The Shift to Agentic Workflows

Google is evolving its Vertex AI platform into an "Enterprise Agent platform." While traditional machine learning focused on embedding specific models (like fraud detection) into deterministic software, the new paradigm uses general-purpose generative models that can reason, use tools, and operate with agency. The Deep Research API represents a shift from developers building and governing individual agents to consuming pre-built, high-performance agentic capabilities directly from Google.

How Deep Research Works

The Deep Research agent operates through a structured, iterative loop designed to handle complex, multi-step queries that would otherwise take humans hours or days to complete:

  1. Meta-Planning: The agent decomposes the user's query into a structured plan. This phase is collaborative, allowing developers to iterate on the plan before the agent begins execution.
  2. Research Loop: The agent performs multiple search queries, reads and reasons over the results, and repeats this process until the structured plan is satisfied.
  3. Synthesis: The agent verifies sources, generates inline citations, and produces a final report. It can now use Python code execution to perform calculations and generate charts or infographics to visualize complex data.

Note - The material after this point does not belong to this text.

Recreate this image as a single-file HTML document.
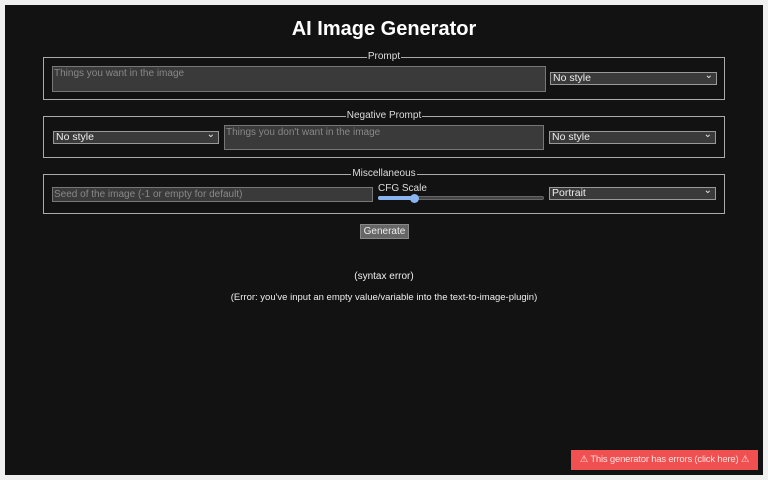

Implementation and Flexibility

The API is designed for resilience and integration. Because research tasks can take minutes or hours, the system manages state on the server, providing event IDs for tracking and reconnection. Developers can integrate this into their own stacks using the Interactions API, which allows for:

  • Multimodal Inputs: Providing PDFs, images, or text to guide the research.
  • Custom Data Sources: Connecting to internal data via file search (RAG) or remote MCP (Model Context Protocol) servers to access domain-specific proprietary data.
  • Steerability: Controlling the output format, such as requesting specific sections, table-heavy reports, or particular types of visualizations.
  • Streaming: Receiving real-time updates on the agent's "thought process" to keep end-users informed during long-running tasks.

Key Takeaways

  • Move from manual to automated: Replace thousands of hours of manual research with an API call that handles sourcing, synthesis, and citation.
  • Collaborative planning is critical: Use the collaborative planning phase to refine the agent's strategy before it commits to a long-running research loop, preventing wasted time on irrelevant paths.
  • Leverage multimodal capabilities: Don't just rely on text; use the agent's ability to generate charts and graphs to make complex information more consumable.
  • Manage long-running state: Utilize the asynchronous nature of the API to handle tasks that exceed standard request-response timeouts.
  • Connect your own context: Use MCP servers to bridge the gap between public web data and your proprietary internal datasets.

Notable Quotes

  • "In the past... machine learning was always actually about adding agency into software. It was just at a different scale than it is today." — Advait Bopardikar, on the evolution of AI from specific models to general-purpose agents.
  • "You will spend hundreds of hours, maybe thousands of hours, thousands of dollars doing this task by hand. The Deep Research API simplifies this for you." — Advait Bopardikar, highlighting the ROI of automating research workflows.
  • "The agent tries to decompose your query, creates a structured plan. And then starts the search queries. We have the research loop, which consists out of the research, reading and reasoning over the results... and then repeating it until it feels we completed our structured plan." — Philipp Schmid, explaining the technical mechanism behind the research agent.
  • "If you don't have planning and just start something, you might come back after 20 minutes to find your research complete, but you maybe find missing pieces of something which you would like to know." — Philipp Schmid, on the importance of the collaborative planning feature.